In the world of mathematics, prime numbers are oddities and the source of inspiration for two major unsolved mathematical problems. Goldbach's conjecture is one of them. Much like the Collatz conjecture, this problem is simple to explain: Is every even number greater than 2 the sum of two primes? You can try testing this conjecture right now. If you add 3 + 1, what do you get? Or what about 5 + 1? Though the answer may seem obvious, it's not. Mathematicians have found numbers that break the rules, defying all logic.

The Beal Conjecture 

This Math problem looks unassuming at first, but just wait. Dubbed the Beal conjecture, this unsolved math problem centers around the formula A^x + B^y = C^z. If all of the values, including the exponents, are all positive integers, then they should all have a common prime factor. A quick reminder: factors are numbers that you multiply to generate another number.
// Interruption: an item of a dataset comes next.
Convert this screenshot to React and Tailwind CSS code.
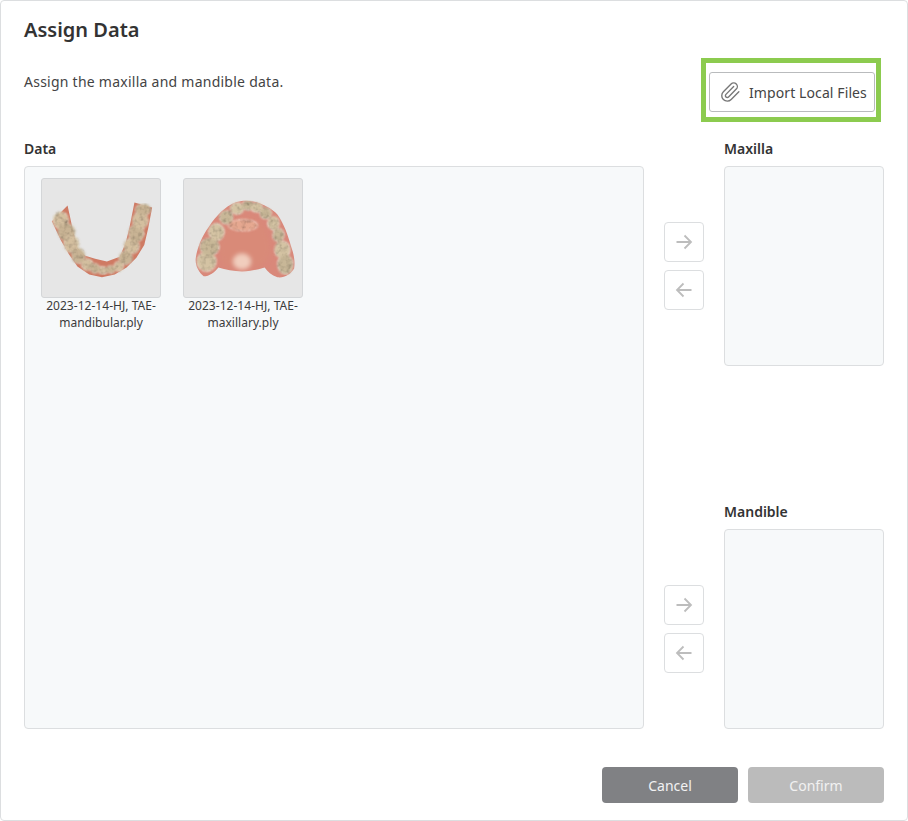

For example, the numbers 15, 10, and 5 share the factor 5. But things quickly fall apart when your exponents are greater than 2. Going back to our example 5^1 + 10^1 = 15^1 works with no problem, but 5^2 + 10^2 ≠ 15^2 is a no-go. The answer to this mathematical dilemma will also earn you a prize of $1 million.

The Moving Sofa Problem

Yes, we are talking about that same old sofa sitting in your living room right now. The process of moving furniture around directly inspires this math problem. Whether you're moving in or moving out, you need to find a way to get your sofa through a corridor. This Unsolved geometry problem asks a straightforward question: What's the largest sofa you could possibly fit around a 90-degree corner, regardless of shape, without it bending?
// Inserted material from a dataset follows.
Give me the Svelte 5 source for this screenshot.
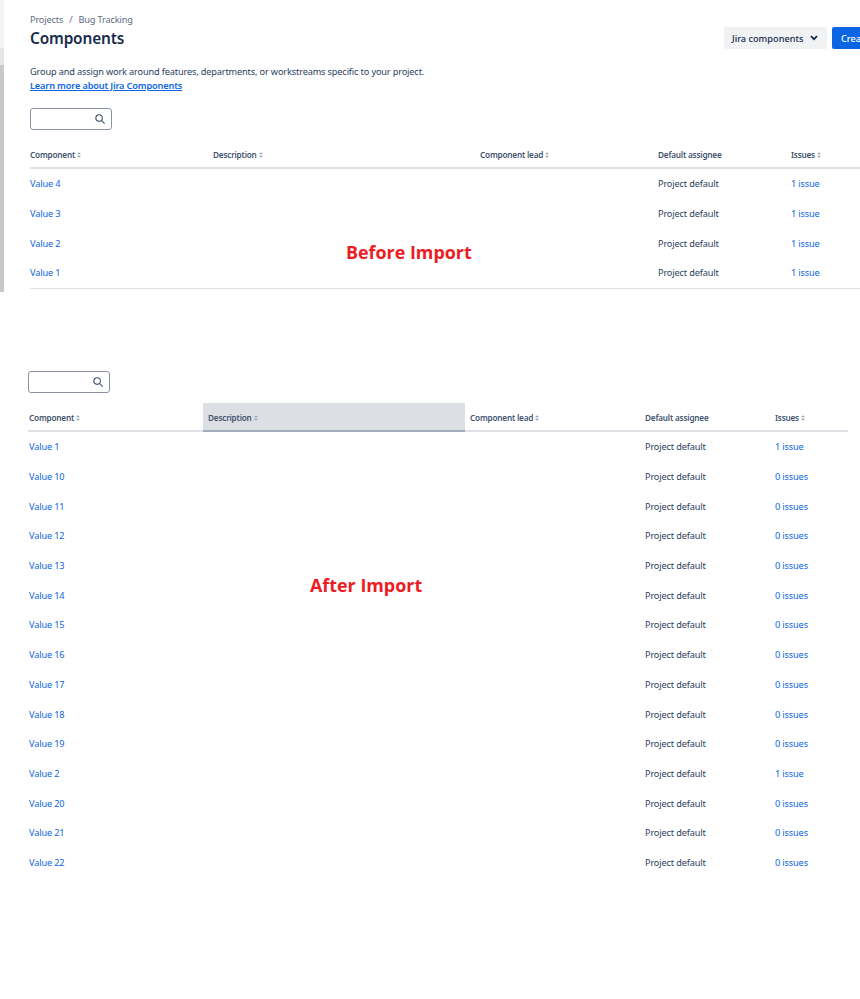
<script>
  const before = ['Value 4', 'Value 3', 'Value 2', 'Value 1'];
  const after = [
    ['Value 1', '1 issue'],
    ['Value 10', '0 issues'],
    ['Value 11', '0 issues'],
    ['Value 12', '0 issues'],
    ['Value 13', '0 issues'],
    ['Value 14', '0 issues'],
    ['Value 15', '0 issues'],
    ['Value 16', '0 issues'],
    ['Value 17', '0 issues'],
    ['Value 18', '0 issues'],
    ['Value 19', '0 issues'],
    ['Value 2', '1 issue'],
    ['Value 20', '0 issues'],
    ['Value 21', '0 issues'],
    ['Value 22', '0 issues']
  ];
</script>

{#snippet sort()}
  <svg class="sort" width="4" height="6" viewBox="0 0 5 7"><path d="M2.5 0 5 2.6H0zM2.5 7 0 4.4h5z" /></svg>
{/snippet}

{#snippet searchBox()}
  <div class="search">
    <svg width="10" height="10" viewBox="0 0 11 11" fill="none" stroke="#44546f" stroke-width="1.2">
      <circle cx="4.5" cy="4.5" r="3.6" />
      <path d="M7.3 7.3 10.3 10.3" stroke-linecap="round" />
    </svg>
  </div>
{/snippet}

<div class="page">
  <section class="before">
    <div class="gutter"></div>
    <div class="content">
      <div class="header">
        <div>
          <nav class="crumbs"><span>Projects</span><span class="slash">/</span><span>Bug Tracking</span></nav>
          <h1>Components</h1>
        </div>
        <div class="actions">
          <button class="jira-btn">
            Jira components
            <svg width="8" height="6" viewBox="0 0 8 6" fill="none" stroke="#172b4d" stroke-width="1.8"><path d="M1 1.2 4 4.2 7 1.2" /></svg>
          </button>
          <button class="create-btn">Create component</button>
        </div>
      </div>
      <p class="intro">Group and assign work around features, departments, or workstreams specific to your project.</p>
      <a class="learn" href="#top">Learn more about Jira Components</a>
      {@render searchBox()}
      <table class="tbl tbl-before">
        <thead>
          <tr>
            <th class="c1">Component{@render sort()}</th>
            <th class="c2">Description{@render sort()}</th>
            <th class="c3">Component lead{@render sort()}</th>
            <th class="c4">Default assignee</th>
            <th class="c5">Issues{@render sort()}</th>
          </tr>
        </thead>
        <tbody>
          {#each before as name}
            <tr>
              <td><a href="#top">{name}</a></td>
              <td></td>
              <td></td>
              <td>Project default</td>
              <td><a href="#top">1 issue</a></td>
            </tr>
          {/each}
        </tbody>
      </table>
    </div>
    <div class="label label-before">Before Import</div>
  </section>

  <section class="after">
    {@render searchBox()}
    <table class="tbl tbl-after">
      <thead>
        <tr>
          <th class="c1">Component{@render sort()}</th>
          <th class="c2 active">Description{@render sort()}</th>
          <th class="c3">Component lead{@render sort()}</th>
          <th class="c4">Default assignee</th>
          <th class="c5">Issues{@render sort()}</th>
        </tr>
      </thead>
      <tbody>
        {#each after as row}
          <tr>
            <td><a href="#top">{row[0]}</a></td>
            <td></td>
            <td></td>
            <td>Project default</td>
            <td><a href="#top">{row[1]}</a></td>
          </tr>
        {/each}
      </tbody>
    </table>
    <div class="label label-after">After Import</div>
  </section>
</div>

<style>
  :global(body) {
    margin: 0;
    background: #fff;
  }

  .page {
    width: 860px;
    height: 999px;
    overflow: hidden;
    font-family: "Noto Sans", sans-serif;
    font-size: 9.2px;
    letter-spacing: -0.15px;
    color: #44546f;
  }

  a {
    color: #0c66e4;
    text-decoration: none;
  }

  .before {
    position: relative;
    display: flex;
    height: 292px;
  }

  .gutter {
    flex: none;
    width: 4px;
    background: linear-gradient(#f5f5f7 48px, #e6e6e6 48px, #e6e6e6 65px, #c8c8c8 65px);
  }

  .content {
    flex: none;
    width: 856px;
    padding: 13px 0 0 26px;
    box-sizing: border-box;
  }

  .header {
    display: flex;
    justify-content: space-between;
    align-items: flex-end;
  }

  .crumbs {
    display: flex;
    gap: 6px;
    height: 13px;
    line-height: 13px;
    color: #5e6c84;
  }

  h1 {
    margin: 3px 0 0;
    font-size: 15.4px;
    line-height: 19px;
    font-weight: 600;
    color: #172b4d;
  }

  .actions {
    display: flex;
    flex: none;
    gap: 5px;
    margin: 0 -77px -1px 0;
  }

  button {
    font: inherit;
    font-weight: 500;
    letter-spacing: 0;
    border: 0;
    height: 22px;
    border-radius: 2px;
    white-space: nowrap;
  }

  .jira-btn {
    display: flex;
    align-items: center;
    justify-content: space-between;
    box-sizing: border-box;
    width: 103px;
    padding: 0 9px 0 8px;
    background: #f1f2f4;
    color: #172b4d;
  }

  .create-btn {
    box-sizing: border-box;
    width: 105px;
    padding: 0 9px;
    text-align: left;
    background: #0c66e4;
    color: #fff;
  }

  .intro {
    margin: 17px 0 0;
    line-height: 13px;
    color: #2c3e5d;
  }

  .learn {
    display: block;
    margin-top: 1px;
    line-height: 13px;
    font-weight: 600;
    text-decoration: underline;
  }

  .search {
    display: flex;
    align-items: center;
    justify-content: flex-end;
    box-sizing: border-box;
    width: 82px;
    height: 22px;
    padding-right: 6px;
    border: 1px solid #8993a4;
    border-radius: 3px;
    background: #fff;
  }

  .before .search {
    margin-top: 16px;
  }

  .tbl {
    border-collapse: collapse;
    table-layout: fixed;
  }

  .tbl th {
    padding: 2px 0 0;
    height: 25px;
    text-align: left;
    font-weight: 600;
    font-size: 8.2px;
    letter-spacing: -0.2px;
    color: #44546f;
    border-bottom: 2px solid #dfe1e6;
    white-space: nowrap;
  }

  .sort {
    margin-left: 2px;
    fill: #97a0af;
  }

  .tbl td {
    padding: 0;
    height: 29.7px;
    color: #2c3e5d;
  }

  .tbl-before {
    width: 830px;
    margin-top: 10px;
  }

  .tbl-before .c1 { width: 183px; }
  .tbl-before .c2 { width: 267px; }
  .tbl-before .c3 { width: 178px; }
  .tbl-before .c4 { width: 133px; }

  .tbl-before tbody tr:last-child td {
    border-bottom: 1px solid #dfe1e6;
  }

  .after {
    position: relative;
    padding: 79px 0 0 28px;
  }

  .tbl-after {
    width: 820px;
    margin-top: 10px;
  }

  .tbl-after th:first-child,
  .tbl-after td:first-child {
    padding-left: 1px;
  }

  .tbl-after .c1 { width: 175px; box-sizing: border-box; }
  .tbl-after .c2 { width: 262px; padding-left: 5px; box-sizing: border-box; }
  .tbl-after .c3 { width: 180px; padding-left: 5px; box-sizing: border-box; }
  .tbl-after .c4 { width: 130px; }

  .active {
    background: #dcdfe4;
  }

  .tbl-after .active {
    border-bottom-color: #a5adba;
  }

  .label {
    position: absolute;
    font-family: "Open Sans", sans-serif;
    font-size: 17.9px;
    line-height: 24px;
    font-weight: 700;
    letter-spacing: 0;
    color: #ed1c24;
    white-space: nowrap;
  }

  .label-before {
    left: 346px;
    top: 240px;
  }

  .label-after {
    left: 310px;
    top: 281px;
  }
</style>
It is essential to know that mathematicians are only looking at this problem through the lens of 2 dimensions. Interestingly, to this day, mathematicians have no idea about the bounds of the sofa constant, the largest area that can fit around a corner. Think of that next time your roommate says that they will not be able to get that Ikea sofa in your apartment.
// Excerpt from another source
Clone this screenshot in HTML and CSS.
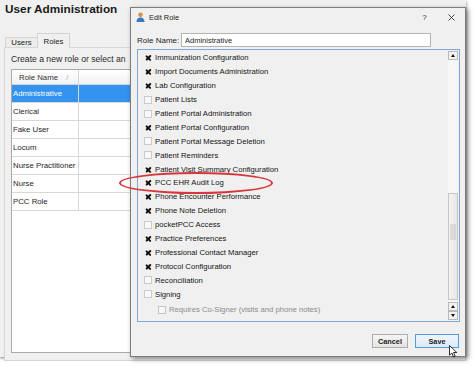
FILE: index.html
```html
<!DOCTYPE html>
<html lang="en">
<head>
  <meta charset="UTF-8" />
  <title>User Administration</title>
  <link rel="stylesheet" href="styles.css">
</head>
<body>
  <div class="app">
    <h1 class="app-title">User Administration</h1>
    <div class="tabs">
      <div class="tab">Users</div>
      <div class="tab active">Roles</div>
    </div>
    <div class="tab-panel">
      <p class="hint">Create a new role or select an</p>
      <div class="table-wrap">
        <table class="roles">
          <thead>
            <tr><th>Role Name <span class="sort">/</span></th><th></th></tr>
          </thead>
          <tbody>
            <tr class="selected"><td>Administrative</td><td></td></tr>
            <tr><td>Clerical</td><td></td></tr>
            <tr><td>Fake User</td><td></td></tr>
            <tr><td>Locum</td><td></td></tr>
            <tr><td>Nurse Practitioner</td><td></td></tr>
            <tr><td>Nurse</td><td></td></tr>
            <tr><td>PCC Role</td><td></td></tr>
          </tbody>
        </table>
      </div>
    </div>
  </div>

  <div class="dialog">
    <div class="dlg-titlebar">
      <svg class="dlg-icon" width="9" height="10" viewBox="0 0 9 10">
        <circle cx="4.5" cy="2.8" r="2.3" fill="#d9904a"/>
        <path d="M0.5 10 Q0.5 5.4 4.5 5.4 Q8.5 5.4 8.5 10 Z" fill="#3b78c4"/>
      </svg>
      <span class="dlg-title">Edit Role</span>
      <span class="tb-btn">?</span>
      <span class="tb-btn">
        <svg width="7" height="7" viewBox="0 0 7 7"><path d="M0.5 0.5L6.5 6.5M6.5 0.5L0.5 6.5" stroke="#333" stroke-width="0.9"/></svg>
      </span>
    </div>
    <div class="dlg-body">
      <div class="name-row">
        <label class="name-label">Role Name:</label>
        <input class="name-input" type="text" value="Administrative" readonly>
      </div>
      <div class="perm-box">
        <ul class="perms">
          <li><span class="box on"></span>Immunization Configuration</li>
          <li><span class="box on"></span>Import Documents Administration</li>
          <li><span class="box on"></span>Lab Configuration</li>
          <li><span class="box"></span>Patient Lists</li>
          <li><span class="box"></span>Patient Portal Administration</li>
          <li><span class="box on"></span>Patient Portal Configuration</li>
          <li><span class="box"></span>Patient Portal Message Deletion</li>
          <li><span class="box"></span>Patient Reminders</li>
          <li><span class="box on"></span>Patient Visit Summary Configuration</li>
          <li><span class="box on"></span>PCC EHR Audit Log</li>
          <li><span class="box on"></span>Phone Encounter Performance</li>
          <li><span class="box on"></span>Phone Note Deletion</li>
          <li><span class="box"></span>pocketPCC Access</li>
          <li><span class="box on"></span>Practice Preferences</li>
          <li><span class="box on"></span>Professional Contact Manager</li>
          <li><span class="box on"></span>Protocol Configuration</li>
          <li><span class="box"></span>Reconciliation</li>
          <li><span class="box"></span>Signing</li>
          <li class="sub"><span class="box"></span>Requires Co-Signer (visits and phone notes)</li>
        </ul>
        <div class="scroll">
          <div class="sb-btn up"></div>
          <div class="sb-track">
            <div class="sb-thumb"><span class="grip"></span></div>
          </div>
          <div class="sb-btn up"></div>
          <div class="sb-btn down"></div>
        </div>
      </div>
      <div class="dlg-buttons">
        <button class="btn">Cancel</button>
        <button class="btn primary">Save</button>
      </div>
    </div>
  </div>

  <!-- annotation drawn over the screenshot -->
  <div class="callout"></div>

  <svg class="cursor" width="9" height="13" viewBox="0 0 9 13">
    <path d="M0.5 0.5 L0.5 10.2 L2.9 8 L4.6 12 L6.2 11.3 L4.5 7.5 L7.8 7.5 Z" fill="#fff" stroke="#000" stroke-width="0.8"/>
  </svg>
</body>
</html>
```

FILE: styles.css
```css
body {
  margin: 0;
  width: 474px;
  height: 366px;
  overflow: hidden;
  position: relative;
  background: #fff;
  font-family: 'Liberation Sans', Arial, sans-serif;
  font-size: 7.8px;
  color: #1e1e1e;
}

.app {
  width: 466px;
  height: 357px;
  background: #f0f0f0;
  box-shadow: 0 1px 3px rgba(0, 0, 0, 0.55);
}

.app-title {
  margin: 0 0 17px;
  padding: 2px 0 0 5px;
  font-size: 11.8px;
  line-height: 14px;
  font-weight: bold;
  color: #1a1a1a;
}

.tabs {
  display: flex;
  align-items: flex-end;
  height: 15px;
  margin: 0 0 -1px 5px;
}

.tab {
  width: 31px;
  height: 10px;
  line-height: 10px;
  text-align: center;
  border: 1px solid #d4d4d4;
  border-bottom: none;
  background: #ececec;
  color: #222;
}

.tab.active {
  position: relative;
  z-index: 2;
  height: 14px;
  line-height: 15px;
  margin-left: -1px;
  background: #f0f0f0;
}

.tab-panel {
  position: relative;
  z-index: 1;
  margin-left: 4px;
  height: 306px;
  padding: 5px 0 1px 6px;
  border: 1px solid #d6d6d6;
  background: #f0f0f0;
}

.hint {
  margin: 0 0 3px;
  font-size: 8.6px;
  line-height: 13px;
  white-space: nowrap;
  color: #2a2a2a;
}

.table-wrap {
  width: 300px;
  height: 282px;
  border: 1px solid #a9a9a9;
  background: #fff;
}

.roles {
  border-collapse: collapse;
  width: 100%;
}

.roles th {
  height: 14px;
  padding: 0 0 0 7px;
  text-align: left;
  font-weight: normal;
  color: #333;
  background: linear-gradient(#ffffff, #f1f1f1);
  border-bottom: 1px solid #d5d5d5;
  border-right: 1px solid #d5d5d5;
}

.roles th:first-child {
  width: 59px;
}

.roles .sort {
  margin-left: 6px;
  color: #b0b0b0;
}

.roles td {
  height: 17px;
  padding: 0 0 0 1px;
  border-bottom: 1px solid #d8d8d8;
  border-right: 1px solid #d8d8d8;
  white-space: nowrap;
}

.roles tr.selected td {
  background: #3393ef;
  color: #fff;
}

/* dialog */

.dialog {
  position: absolute;
  z-index: 5;
  left: 130px;
  top: 7px;
  width: 334px;
  height: 348px;
  border: 1px solid #7c7c7c;
  background: #f0f0f0;
  box-shadow: 2px 2px 5px rgba(0, 0, 0, 0.45);
  display: flex;
  flex-direction: column;
}

.dlg-titlebar {
  height: 19px;
  display: flex;
  align-items: center;
  padding-left: 5px;
}

.dlg-icon {
  margin-top: -1px;
}

.dlg-title {
  flex: 1;
  margin-left: 4px;
  font-size: 7.4px;
  color: #222;
}

.tb-btn {
  width: 27px;
  text-align: center;
  font-size: 8px;
  color: #333;
  display: flex;
  justify-content: center;
}

.dlg-body {
  flex: 1;
  padding: 6px 5px 0 6px;
  display: flex;
  flex-direction: column;
}

.name-row {
  display: flex;
  align-items: center;
  height: 14px;
}

.name-label {
  width: 44px;
  font-size: 8px;
}

.name-input {
  box-sizing: border-box;
  width: 250px;
  height: 14px;
  margin: 0;
  padding: 0 3px;
  border: 1px solid #b4b4b4;
  background: #fff;
  font-family: inherit;
  font-size: 7.5px;
  color: #1e1e1e;
  outline: none;
}

.perm-box {
  margin-top: 2px;
  height: 271px;
  border: 1px solid #80a8d8;
  display: flex;
}

.perms {
  flex: 1;
  list-style: none;
  margin: 0;
  padding: 1px 0 0 6px;
}

.perms li {
  height: 13.9px;
  display: flex;
  align-items: center;
  white-space: nowrap;
  font-size: 7.7px;
  color: #151515;
}

.perms li.sub {
  height: 15px;
  margin-top: 1px;
  padding-left: 14px;
  color: #8c8c8c;
}

.box {
  position: relative;
  width: 8px;
  height: 8px;
  box-sizing: border-box;
  margin-right: 3px;
  border: 1px solid #cbcbcb;
  background: #f8f8f8;
}

.box.on {
  border-color: transparent;
  background: transparent;
}

.box.on::before,
.box.on::after {
  content: "";
  position: absolute;
  left: 0;
  top: 2.5px;
  width: 6.5px;
  height: 1.8px;
  border-radius: 1px;
  background: #111;
  transform: rotate(45deg);
}

.box.on::after {
  transform: rotate(-45deg);
}

.perms li.sub .box {
  border-color: #c4c4c4;
}

.scroll {
  width: 10px;
  margin: 1px 1px 1px 0;
  display: flex;
  flex-direction: column;
}

.sb-btn {
  position: relative;
  height: 9px;
  box-sizing: border-box;
  border: 1px solid #b9b9b9;
  background: #f3f3f3;
}

.sb-btn::after {
  content: "";
  position: absolute;
  left: 2px;
  top: 2px;
  border-left: 2px solid transparent;
  border-right: 2px solid transparent;
}

.sb-btn.up::after {
  border-bottom: 3px solid #111;
}

.sb-btn.down::after {
  border-top: 3px solid #111;
}

.sb-track {
  flex: 1;
  background: #f7f7f7;
  display: flex;
  flex-direction: column;
  justify-content: flex-end;
}

.sb-thumb {
  height: 107px;
  margin-bottom: 2px;
  padding-bottom: 30px;
  box-sizing: border-box;
  border: 1px solid #c6c6c6;
  background: linear-gradient(90deg, #f3f3f3, #e6e6e6);
  display: flex;
  justify-content: center;
  align-items: center;
}

.grip {
  width: 6px;
  height: 16px;
  background: radial-gradient(circle, #c2c2c2 0.6px, transparent 0.8px) 0 0 / 2px 2px;
}

.dlg-buttons {
  margin-top: 12px;
  display: flex;
  justify-content: flex-end;
  gap: 7px;
  padding-right: 1px;
}

.btn {
  height: 14px;
  padding: 0;
  border: 1px solid #adadad;
  background: linear-gradient(#f6f6f6, #e4e4e4);
  font-family: inherit;
  font-size: 7.3px;
  font-weight: bold;
  color: #222;
  width: 36px;
}

.btn.primary {
  width: 44px;
  border-color: #5a9ad6;
  background: linear-gradient(#eef6fd, #dcebf9);
}

.callout {
  position: absolute;
  z-index: 6;
  left: 119px;
  top: 172px;
  width: 150px;
  height: 18px;
  border: 2px solid #d8363d;
  border-radius: 50%;
}

.cursor {
  position: absolute;
  z-index: 7;
  left: 449px;
  top: 345px;
}
```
Math still has a lot to show us. 

Math is fascinating if only for the simple fact that once something is proven true, it is set in stone for all eternity. Of course, you can play around with the new concept, expand upon it, or even manipulate it, but the core idea never changes. This is the "romance of mathematics," says theoretical physicist, mathematician, and string theorist Brian Greene in his book Until the End of Time. Greene states that math is "Creativity constrained by logic, and a set of axioms dictates how ideas can be manipulated and combined to reveal unshakable truths."

If our study of the universe has taught us one thing, it is the fact that there are some unshakable truths out there that have yet to be discovered. Will you be the one to solve them?